Coconino National Forest – Recreation for Horizons
By Jacob Wolf, Correspondent
Rating: 4/5
Looking north from Prescott, you’ll find that our desert landscape has some snow-capped intruders: the San Francisco peaks. Despite the snow, the smallest of these peaks can be climbed in the wintertime with only your hiking boots. This is accomplished via Mt. Elden’s Lookout Trail, which rises 2,300 feet over three miles.
Mt. Elden’s trailhead sits just off of Highway 89 in Flagstaff. It has a small paved parking lot, and all the typical signage you’d expect at a National Forest trailhead. Once you start climbing, you’ll notice intersecting trails shooting off across the mountain. Most of them are easy-going loops that circle Elden.
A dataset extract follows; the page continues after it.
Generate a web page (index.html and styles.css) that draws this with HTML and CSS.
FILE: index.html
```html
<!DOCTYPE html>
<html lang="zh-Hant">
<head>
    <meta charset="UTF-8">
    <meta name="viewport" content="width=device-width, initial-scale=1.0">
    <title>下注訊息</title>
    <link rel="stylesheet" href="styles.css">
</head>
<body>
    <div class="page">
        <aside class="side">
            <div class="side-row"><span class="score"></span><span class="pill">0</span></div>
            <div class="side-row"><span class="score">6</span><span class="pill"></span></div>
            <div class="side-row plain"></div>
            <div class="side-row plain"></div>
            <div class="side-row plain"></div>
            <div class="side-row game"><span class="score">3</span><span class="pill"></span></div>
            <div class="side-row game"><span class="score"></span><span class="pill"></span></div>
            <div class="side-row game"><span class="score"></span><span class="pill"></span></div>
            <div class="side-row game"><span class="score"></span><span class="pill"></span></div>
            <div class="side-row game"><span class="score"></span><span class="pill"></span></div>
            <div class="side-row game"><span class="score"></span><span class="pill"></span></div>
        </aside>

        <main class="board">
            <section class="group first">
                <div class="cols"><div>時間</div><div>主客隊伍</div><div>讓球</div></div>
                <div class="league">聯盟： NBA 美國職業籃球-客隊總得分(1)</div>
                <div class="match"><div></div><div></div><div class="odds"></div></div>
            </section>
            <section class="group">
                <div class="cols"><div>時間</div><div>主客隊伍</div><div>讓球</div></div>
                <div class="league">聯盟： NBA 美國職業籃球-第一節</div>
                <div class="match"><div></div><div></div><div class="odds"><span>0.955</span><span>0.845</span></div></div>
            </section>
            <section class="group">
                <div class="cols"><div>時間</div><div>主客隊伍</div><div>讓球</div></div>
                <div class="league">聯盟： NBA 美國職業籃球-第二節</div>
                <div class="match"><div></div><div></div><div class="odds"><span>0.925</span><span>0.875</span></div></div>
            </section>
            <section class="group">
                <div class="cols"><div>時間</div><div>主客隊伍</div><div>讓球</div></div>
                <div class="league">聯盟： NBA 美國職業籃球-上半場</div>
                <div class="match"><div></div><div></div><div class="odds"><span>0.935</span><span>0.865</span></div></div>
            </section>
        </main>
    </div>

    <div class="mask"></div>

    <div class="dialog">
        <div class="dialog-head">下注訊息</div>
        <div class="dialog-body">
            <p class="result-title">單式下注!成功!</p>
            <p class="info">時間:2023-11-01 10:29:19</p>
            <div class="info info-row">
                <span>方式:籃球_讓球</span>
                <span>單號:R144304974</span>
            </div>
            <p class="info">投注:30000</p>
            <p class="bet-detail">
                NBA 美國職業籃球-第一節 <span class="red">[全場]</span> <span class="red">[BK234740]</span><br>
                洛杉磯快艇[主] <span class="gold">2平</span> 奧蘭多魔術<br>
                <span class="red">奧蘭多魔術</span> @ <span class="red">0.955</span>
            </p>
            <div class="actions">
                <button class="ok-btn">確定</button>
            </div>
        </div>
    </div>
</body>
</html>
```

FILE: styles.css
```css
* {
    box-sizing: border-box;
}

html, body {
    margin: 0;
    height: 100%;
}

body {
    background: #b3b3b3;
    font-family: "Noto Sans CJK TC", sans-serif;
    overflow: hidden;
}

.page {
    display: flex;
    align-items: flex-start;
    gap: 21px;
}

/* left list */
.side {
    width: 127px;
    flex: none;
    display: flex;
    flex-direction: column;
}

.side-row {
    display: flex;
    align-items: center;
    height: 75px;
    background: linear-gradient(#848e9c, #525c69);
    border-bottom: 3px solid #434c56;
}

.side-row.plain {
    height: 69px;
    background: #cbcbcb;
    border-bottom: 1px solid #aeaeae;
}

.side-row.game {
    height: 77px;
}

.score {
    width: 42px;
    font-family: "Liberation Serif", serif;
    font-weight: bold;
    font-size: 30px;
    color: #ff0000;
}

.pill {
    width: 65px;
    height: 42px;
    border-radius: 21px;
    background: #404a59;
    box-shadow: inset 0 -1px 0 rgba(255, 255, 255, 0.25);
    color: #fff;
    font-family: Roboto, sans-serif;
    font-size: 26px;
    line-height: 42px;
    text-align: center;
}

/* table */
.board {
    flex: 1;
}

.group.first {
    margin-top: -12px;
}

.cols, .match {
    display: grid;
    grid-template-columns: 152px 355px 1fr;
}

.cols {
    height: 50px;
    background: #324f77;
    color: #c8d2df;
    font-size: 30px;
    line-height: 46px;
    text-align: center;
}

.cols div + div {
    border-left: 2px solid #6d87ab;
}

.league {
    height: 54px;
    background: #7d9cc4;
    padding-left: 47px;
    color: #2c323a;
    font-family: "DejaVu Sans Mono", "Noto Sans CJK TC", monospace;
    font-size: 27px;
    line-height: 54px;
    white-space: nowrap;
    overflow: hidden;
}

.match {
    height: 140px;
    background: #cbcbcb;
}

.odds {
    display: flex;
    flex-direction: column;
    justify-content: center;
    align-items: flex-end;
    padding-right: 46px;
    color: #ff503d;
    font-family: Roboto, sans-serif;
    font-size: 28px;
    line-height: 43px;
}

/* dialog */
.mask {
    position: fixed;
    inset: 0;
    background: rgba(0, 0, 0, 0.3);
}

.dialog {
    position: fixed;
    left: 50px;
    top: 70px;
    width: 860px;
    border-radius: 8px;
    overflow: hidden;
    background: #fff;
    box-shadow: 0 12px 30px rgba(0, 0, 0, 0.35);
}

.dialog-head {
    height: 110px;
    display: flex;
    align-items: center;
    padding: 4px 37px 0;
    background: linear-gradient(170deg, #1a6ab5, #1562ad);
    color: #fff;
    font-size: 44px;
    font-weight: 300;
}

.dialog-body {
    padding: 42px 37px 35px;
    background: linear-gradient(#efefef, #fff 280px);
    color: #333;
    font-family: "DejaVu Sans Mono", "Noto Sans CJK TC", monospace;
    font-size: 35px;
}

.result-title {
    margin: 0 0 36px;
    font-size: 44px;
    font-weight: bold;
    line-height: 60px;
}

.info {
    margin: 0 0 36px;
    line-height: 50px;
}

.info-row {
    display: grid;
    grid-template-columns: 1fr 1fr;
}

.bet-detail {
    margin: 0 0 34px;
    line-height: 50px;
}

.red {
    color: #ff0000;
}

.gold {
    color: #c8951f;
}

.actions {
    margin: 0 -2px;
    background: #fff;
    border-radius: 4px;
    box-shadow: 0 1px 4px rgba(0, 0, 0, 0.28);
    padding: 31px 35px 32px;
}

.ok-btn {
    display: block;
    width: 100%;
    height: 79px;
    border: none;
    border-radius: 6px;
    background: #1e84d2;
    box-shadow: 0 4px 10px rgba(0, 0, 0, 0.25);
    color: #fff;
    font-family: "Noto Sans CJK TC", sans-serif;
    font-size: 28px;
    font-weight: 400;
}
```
Our Lookout Trail crosses all of these, and heads straight up the slope.
The end of the first mile brings you out of the boulders and into the ponderosa pines. At this same point, the dirt trail gives way to packed snow. Because the Lookout Trail takes huge zigzags across Elden’s face, you’ll find a variety of conditions separated by only a few hundred feet. One half of the mountain is calm, densely populated by trees, and covered by snow. Climbing to the other side, you’re hit abruptly by gusting winds and lots of sunshine.
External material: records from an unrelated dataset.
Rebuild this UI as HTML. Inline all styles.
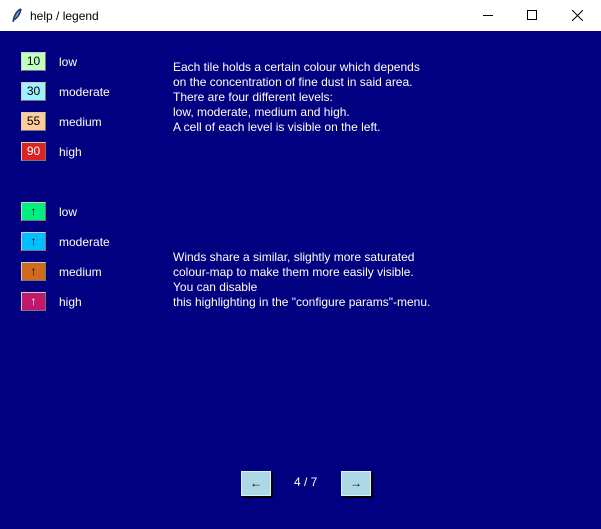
<!DOCTYPE html>
<html><head><style>
*{margin:0;padding:0;box-sizing:border-box}
body{width:601px;height:529px;background:#000080;font-family:"Liberation Sans",sans-serif;position:relative;overflow:hidden;color:#fff}
.title{position:absolute;left:0;top:0;width:601px;height:31px;background:#fff;color:#000;font-size:12px}
.title .t{position:absolute;left:30px;top:9px}
.tile{position:absolute;left:21px;width:25px;height:19px;border:1px solid #ccc;border-right-color:#777;border-bottom-color:#777;color:#000;font-size:12px;text-align:center;line-height:17px}
.lbl{position:absolute;left:59px;font-size:12px;line-height:14px}
.txt{position:absolute;left:173px;font-size:12px;line-height:15px;white-space:pre}
.btn{position:absolute;top:471px;width:30px;height:25px;background:#add8e6;border:1px solid #e0f0f8;box-shadow:1px 1px 0 #000,2px 2px 0 #000;color:#000;font-size:12px;text-align:center;line-height:22px}
</style></head><body>
<div class="title">
<svg style="position:absolute;left:11px;top:8px" width="12" height="15" viewBox="0 0 12 15"><path d="M10 1 C5 3 3 8 2 14 M10 1 C9 6 6 10 3 12" stroke="#1a3a6a" stroke-width="1.5" fill="#6a9ad0"/></svg>
<span class="t">help / legend</span>
<div style="position:absolute;left:483px;top:15px;width:10px;height:1px;background:#000"></div>
<div style="position:absolute;left:527px;top:10px;width:10px;height:10px;border:1px solid #000"></div>
<svg style="position:absolute;left:572px;top:10px" width="11" height="11"><path d="M0 0L11 11M11 0L0 11" stroke="#000" stroke-width="1"/></svg>
</div>

<div class="tile" style="top:52px;background:#c0ffc0">10</div><div class="lbl" style="top:55px">low</div>
<div class="tile" style="top:82px;background:#a0f0ff">30</div><div class="lbl" style="top:85px">moderate</div>
<div class="tile" style="top:112px;background:#ffcc99">55</div><div class="lbl" style="top:115px">medium</div>
<div class="tile" style="top:142px;background:#dd2222;color:#fff">90</div><div class="lbl" style="top:145px">high</div>

<div class="tile" style="top:202px;background:#00f080">↑</div><div class="lbl" style="top:205px">low</div>
<div class="tile" style="top:232px;background:#00c0ff">↑</div><div class="lbl" style="top:235px">moderate</div>
<div class="tile" style="top:262px;background:#d06a20">↑</div><div class="lbl" style="top:265px">medium</div>
<div class="tile" style="top:292px;background:#c0186a;color:#fff">↑</div><div class="lbl" style="top:295px">high</div>

<div class="txt" style="top:60px">Each tile holds a certain colour which depends
on the concentration of fine dust in said area.
There are four different levels:
low, moderate, medium and high.
A cell of each level is visible on the left.</div>
<div class="txt" style="top:250px">Winds share a similar, slightly more saturated
colour-map to make them more easily visible.
You can disable
this highlighting in the "configure params"-menu.</div>

<div class="btn" style="left:241px">←</div>
<div style="position:absolute;left:294px;top:475px;font-size:12px">4 / 7</div>
<div class="btn" style="left:341px">→</div>
</body></html>
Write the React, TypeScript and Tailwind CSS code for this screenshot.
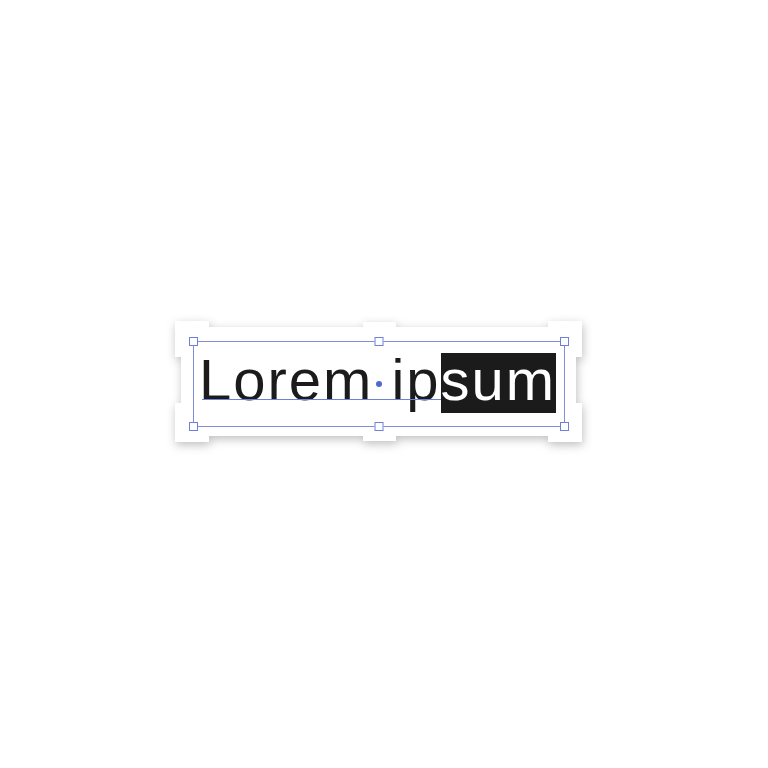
import React from "react";

const Handle = ({ pos }: { pos: string }) => (
  <div className={`absolute w-[9px] h-[9px] bg-white border border-[#6f80d8] ${pos}`} />
);

export default function App() {
  return (
    <div className="w-[768px] h-[768px] bg-white pt-[321px] pl-[175px] font-['Liberation_Sans',Arial,sans-serif]">
      <div className="w-[407px] h-[121px] [filter:drop-shadow(1px_3px_5px_rgba(0,0,0,0.25))]">
        <div className="w-[407px] h-[121px] bg-white pt-[20px] pl-[18px] [clip-path:polygon(0_0,34px_0,34px_6px,188px_6px,188px_1px,221px_1px,221px_6px,373px_6px,373px_0,407px_0,407px_36px,401px_36px,401px_82px,407px_82px,407px_121px,373px_121px,373px_115px,221px_115px,221px_120px,188px_120px,188px_115px,34px_115px,34px_121px,0_121px,0_82px,6px_82px,6px_36px,0_36px)]">
          <div className="relative box-border w-[372px] h-[86px] border border-[#7f8fdc]">
            <div className="pt-[6px] pl-[5px] text-[58px] leading-[64px] tracking-[2px] text-[#1b1b1b] whitespace-nowrap">
              Lorem
              <span className="inline-block w-[18px]">
                <span className="inline-block w-[6px] h-[6px] rounded-full bg-[#5069cf] ml-[2.5px] align-[13px]" />
              </span>
              ip
              <span className="inline-block h-[60px] leading-[54px] bg-[#1b1b1b] text-white">sum</span>
            </div>
            <div className="absolute left-[8px] top-[57px] w-[239px] h-px bg-[#6f80d8]" />
            <Handle pos="left-[-5px] top-[-5px]" />
            <Handle pos="left-1/2 -translate-x-1/2 top-[-5px]" />
            <Handle pos="right-[-5px] top-[-5px]" />
            <Handle pos="left-[-5px] bottom-[-5px]" />
            <Handle pos="left-1/2 -translate-x-1/2 bottom-[-5px]" />
            <Handle pos="right-[-5px] bottom-[-5px]" />
          </div>
        </div>
      </div>
    </div>
  );
}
After a solid hour of switchbacks, you’ll find yourself at the summit. You won’t be alone, as Mt. Elden’s roof hosts various communications towers, a Forest Service administrative hut, and a lookout tower (it’s called the Lookout Trail, after all). If you’re lucky, and the good folks of the Forest Service have staff up there, they may let you climb up to the lookout tower’s platform. Otherwise, you can trespass and take your chances with a $5,000 fine. Tuition is expensive enough, so I would save my money and stay on the ground.
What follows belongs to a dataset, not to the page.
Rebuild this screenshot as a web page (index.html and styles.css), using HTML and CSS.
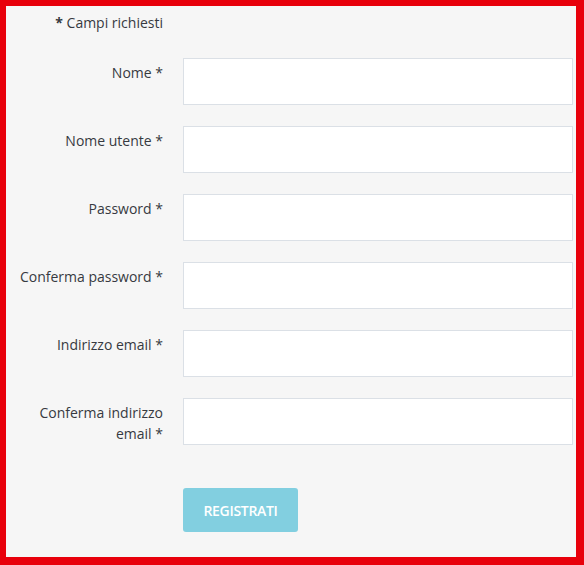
FILE: index.html
```html
<!DOCTYPE html>
<html lang="it">
<head>
<meta charset="utf-8">
<link rel="stylesheet" href="styles.css">
</head>
<body>
<form class="frame">
  <p class="required-note"><span class="star">*</span> Campi richiesti</p>
  <div class="row">
    <label class="label">Nome *</label>
    <input class="field" type="text">
  </div>
  <div class="row">
    <label class="label">Nome utente *</label>
    <input class="field" type="text">
  </div>
  <div class="row">
    <label class="label">Password *</label>
    <input class="field" type="password">
  </div>
  <div class="row">
    <label class="label">Conferma password *</label>
    <input class="field" type="password">
  </div>
  <div class="row">
    <label class="label">Indirizzo email *</label>
    <input class="field" type="email">
  </div>
  <div class="row">
    <label class="label">Conferma indirizzo email *</label>
    <input class="field" type="email">
  </div>
  <div class="actions">
    <button class="submit" type="button">Registrati</button>
  </div>
</form>
</body>
</html>
```
FILE: styles.css
```css
html, body {
  margin: 0;
  padding: 0;
}
body {
  width: 584px;
  height: 565px;
  font-family: "Open Sans", "Noto Sans", sans-serif;
  font-size: 14px;
  color: #363a41;
}
.frame {
  box-sizing: border-box;
  width: 584px;
  height: 565px;
  background: #f6f6f6;
  border-style: solid;
  border-color: #e8000b;
  border-width: 6px 8px 8px 6px;
  padding: 0;
  margin: 0;
}
.required-note {
  margin: 0;
  width: 157px;
  text-align: right;
  padding-top: 6px;
  line-height: 21px;
  height: 52px;
  box-sizing: border-box;
}
.star {
  font-weight: 700;
}
.row {
  display: flex;
  align-items: flex-start;
  gap: 20px;
  margin-bottom: 21px;
}
.label {
  width: 157px;
  flex: none;
  text-align: right;
  line-height: 21px;
  padding-top: 4px;
  box-sizing: border-box;
}
.field {
  box-sizing: border-box;
  width: 390px;
  height: 47px;
  margin: 0;
  background: #fff;
  border: 1px solid #dbe0e6;
  border-radius: 0;
  outline: none;
}
.actions {
  padding-left: 177px;
  padding-top: 22px;
}
.submit {
  width: 115px;
  height: 44px;
  border: none;
  border-radius: 3px;
  background: #82cfe0;
  color: #fff;
  font-family: "Open Sans", "Noto Sans", sans-serif;
  font-size: 14px;
  font-weight: 600;
  text-transform: uppercase;
  letter-spacing: -0.3px;
  padding: 0;
}
```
Elden’s summit looks out over much of the Arizona desert. If you squint hard enough, you can try to convince yourself that you see Prescott sitting on the horizon. You could also choose to focus on the Flagstaff airport sitting near the foot of Mt. Elden. For once, the planes will be flying beneath your feet instead of over your classroom.
If you’re planning on making a trip up to Flagstaff this winter, I suggest you spend your time at the other San Francisco peaks and enjoy the slopes of Arizona Snowbowl. But if hiking is more your style, Mt. Elden is the place to go.